E' indispensabile puntare sul trinomio patrimonio-uomo-vita...un po' più che un semplice modello territoriale-economico. Non c'è bisogno di un ulteriore studio degli effetti di una pandemia che durerà quasi 2 anni di vita per tutti noi, dai bambini agli anziani, ma quale insegnamento lascia la calamità stessa e quali risposte e soluzioni di lungo periodo, fondanti una nuova visione, creando un modello di vita sociale più in linea. Sicuramente il ritorno all'identico passato è non solo impossibile, ma alcuni economisti non lo auspicano perché è urgente prendere coscienza di come la natura e il pianeta può rispondere a certe condizioni. Per questo che anche viabilità, trasporti, mobilità, ambienti, commercio, vacanze, luoghi di lavoro, sanità, cura del territorio e attività di produzione devono entrare in Piano di Revisione Recupero Risorse post-pandemia.

Così per le isole minori italiane (penso a Pantelleria e a Ischia in particolare), certe coste marine, i percorsi fluviali e le foci, le montagne innevate e non abitate tutto l'anno, le colline troppo o troppo poco curate, i pendii di valle e fondovalle (penso a Valtellina o Colli Piacentini), il governo delle acque, il controllo del suolo e sottosuolo...devono avere un piano diretto e collegato con chi abita, lavora, arriva, passa in tutti questi territori delicati e difficili. E' una priorità perché danni, vulnerabilità, abbandoni a monte o in certe aree isolate o marginali possono poi ripercuotersi a valle e nelle aree più urbanizzate creando un problema sopra un altro problema di inquinamento. Abbandono e inquinamento sono legati. Occorre pensare di organizzare anche le piccole economie aperte dando sicurezza e certezze di vita sociale, di assistenza civile, di sanità di comunità e di pronto intervento, di case abitabili, di formazione ed educazione per le giovani generazioni... e anche accoglienza, ricettività, villeggiatura secondo parametri edilizi e urbanistici innovativi e in linea con le nuove esigenze.

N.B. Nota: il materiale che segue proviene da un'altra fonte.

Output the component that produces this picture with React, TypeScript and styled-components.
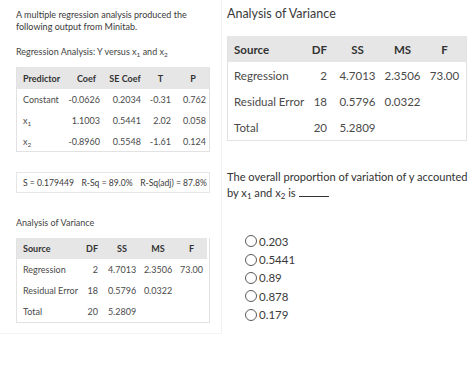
import React from 'react'
import styled, { createGlobalStyle } from 'styled-components'

const Global = createGlobalStyle`
  html, body {
    margin: 0;
    padding: 0;
    background: #ffffff;
  }
  body {
    font-family: Lato, "Open Sans", sans-serif;
    color: #333;
  }
`

const Page = styled.div`
  display: flex;
  width: 474px;
  height: 387px;
  overflow: hidden;
`

const LeftCard = styled.div`
  width: 222px;
  height: 334px;
  box-sizing: border-box;
  padding: 9px 12px 0 16px;
  border-right: 1px solid #f1f1f1;
  border-bottom: 1px solid #f4f4f4;
  font-size: 9px;
`

const Intro = styled.p`
  margin: 0;
  line-height: 12px;
  color: #3a3a3a;
`

const SubTitle = styled.p<{ $top: number }>`
  margin: ${(p) => p.$top}px 0 0;
  line-height: 12px;
  color: #444;
`

const Table = styled.div<{ $cols: string; $width: number }>`
  display: grid;
  grid-template-columns: ${(p) => p.$cols};
  width: ${(p) => p.$width}px;
  box-sizing: border-box;
  border: 1px solid #e2e2e2;
  border-top: none;
`

const Head = styled.div<{ $align?: string; $h: number }>`
  background: #e6e6e6;
  height: ${(p) => p.$h}px;
  display: flex;
  align-items: center;
  justify-content: ${(p) => p.$align || 'center'};
  font-weight: 700;
  color: #333;
  padding: 0 3px 0 6px;
  white-space: nowrap;
`

const Cell = styled.div<{ $align?: string; $h: number }>`
  height: ${(p) => p.$h}px;
  display: flex;
  align-items: center;
  justify-content: ${(p) => p.$align || 'center'};
  color: #4a4a4a;
  padding: 0 3px 0 6px;
  white-space: nowrap;
`

const Sub = styled.sub`
  font-size: 0.72em;
  vertical-align: -0.25em;
  line-height: 0;
`

const StatsBox = styled.div`
  margin-top: 20px;
  width: 194px;
  height: 21px;
  box-sizing: border-box;
  border: 1px solid #e6e6e6;
  display: flex;
  align-items: center;
  justify-content: space-between;
  padding: 0 2px 0 6px;
  font-size: 8.6px;
  color: #3a3a3a;
  white-space: nowrap;
`

const RightCol = styled.div`
  flex: 1;
  padding: 6px 0 0 5px;
`

const BigTitle = styled.div`
  font-size: 12.5px;
  line-height: 16px;
  color: #3a3a3a;
`

const RightTable = styled(Table)`
  margin-top: 14px;
  font-size: 11.5px;
`

const Question = styled.div`
  margin-top: 28px;
  font-size: 11.1px;
  line-height: 16px;
  color: #333;
  white-space: nowrap;
`

const Blank = styled.span`
  display: inline-block;
  width: 30px;
  border-bottom: 1px solid #333;
  margin-left: 3px;
`

const Options = styled.div`
  margin-top: 31px;
  padding-left: 18px;
  display: flex;
  flex-direction: column;
`

const Option = styled.label`
  display: flex;
  align-items: center;
  height: 18.4px;
  font-size: 11.5px;
  color: #3a3a3a;
`

const Radio = styled.span`
  width: 10px;
  height: 10px;
  border: 1px solid #5a5a5a;
  border-radius: 50%;
  margin-right: 2px;
`

type Row = { cells: React.ReactNode[] }

const predictorRows: Row[] = [
  { cells: ['Constant', '-0.0626', '0.2034', '-0.31', '0.762'] },
  { cells: [<>x<Sub>1</Sub></>, '1.1003', '0.5441', '2.02', '0.058'] },
  { cells: [<>x<Sub>2</Sub></>, '-0.8960', '0.5548', '-1.61', '0.124'] },
]

const anovaRows: Row[] = [
  { cells: ['Regression', '2', '4.7013', '2.3506', '73.00'] },
  { cells: ['Residual Error', '18', '0.5796', '0.0322', ''] },
  { cells: ['Total', '20', '5.2809', '', ''] },
]

const anovaHead = ['Source', 'DF', 'SS', 'MS', 'F']
const anovaAlign = ['flex-start', 'flex-end', 'center', 'center', 'center']

const PredictorTable = () => {
  const head = ['Predictor', 'Coef', 'SE Coef', 'T', 'P']
  const align = ['flex-start', 'flex-end', 'flex-end', 'flex-end', 'flex-end']
  return (
    <Table $cols="50px 36px 41px 30px 35px" $width={194} style={{ marginTop: 9 }}>
      {head.map((h, i) => (
        <Head key={h} $h={22} $align={i === 0 ? 'flex-start' : 'center'}>
          {h}
        </Head>
      ))}
      {predictorRows.map((r, ri) =>
        r.cells.map((c, ci) => (
          <Cell key={ri + '-' + ci} $h={ri === 2 ? 20 : 21} $align={align[ci]}>
            <span>{c}</span>
          </Cell>
        ))
      )}
    </Table>
  )
}

const AnovaTable = ({ big }: { big?: boolean }) => {
  const rowH = big ? 26 : 21
  const cols = big ? '78px 24px 52px 38px 46px' : '64px 20px 39px 33px 34px'
  const Wrap = big ? RightTable : Table
  return (
    <Wrap $cols={cols} $width={big ? 240 : 194} style={big ? undefined : { marginTop: 9 }}>
      {anovaHead.map((h, i) => (
        <Head key={h} $h={big ? 26 : 21} $align={i === 0 ? 'flex-start' : i === 1 ? 'flex-end' : 'center'}>
          {h}
        </Head>
      ))}
      {anovaRows.map((r, ri) =>
        r.cells.map((c, ci) => (
          <Cell key={ri + '-' + ci} $h={rowH} $align={anovaAlign[ci]}>
            <span>{c}</span>
          </Cell>
        ))
      )}
    </Wrap>
  )
}

const options = ['0.203', '0.5441', '0.89', '0.878', '0.179']

const App = () => {
  return (
    <Page>
      <Global />
      <LeftCard>
        <Intro>
          A multiple regression analysis produced the
          <br />
          following output from Minitab.
        </Intro>
        <SubTitle $top={13}>
          Regression Analysis: Y versus x<Sub>1</Sub> and x<Sub>2</Sub>
        </SubTitle>
        <PredictorTable />
        <StatsBox>
          <span>S = 0.179449</span>
          <span>R-Sq = 89.0%</span>
          <span>R-Sq(adj) = 87.8%</span>
        </StatsBox>
        <SubTitle $top={24}>Analysis of Variance</SubTitle>
        <AnovaTable />
      </LeftCard>
      <RightCol>
        <BigTitle>Analysis of Variance</BigTitle>
        <AnovaTable big />
        <Question>
          The overall proportion of variation of y accounted
          <br />
          by x<Sub>1</Sub> and x<Sub>2</Sub> is<Blank />
        </Question>
        <Options>
          {options.map((o) => (
            <Option key={o}>
              <Radio />
              {o}
            </Option>
          ))}
        </Options>
      </RightCol>
    </Page>
  )
}

export default App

Senza dimenticare che sono fondamentali anche tecnologia e digitalizzazione 5.0 in tutte le aree isolate, difficili, vulnerabili perché hanno risorse da saper tutelare, difendere e anche saggiamente governare per le News Generation. Non pendere nella giusta e alta considerazione economica-politica-sociale certi effetti destabilizzanti creati o sosti in aree marginali vuol dire aumentare pericoli e spese enormi per tutta la società. Poniamo ora un pilastro-asset di intervento in una ottica orizzontale del territorio e verticale di azione e misura e lasceremo una vera eredità Green Deal. Occorre studiare un Piano Dedicato che sappia incidere sull'asimmetria creata dalla pandemia e sul gap maggiore fra chi è stato più o meno salvato e chi è stato duramente colpito. Cogliamo l'attimo dei UE Fund per risolvere un grave problema trasversale ambientale sociale che interessa a tutti perché sono i 2/3 dell'intero territorio nazionale (isoleminori, montagna, alta collina) e cerchiamo dal 30% di arrivare in 10 anni al 40% di residenti in queste aree interne difficili con decine di nuove imprese e attività soprattutto con una vera "utilità collettiva ambientale". Questa è vera transizione e non solo slogan partitici.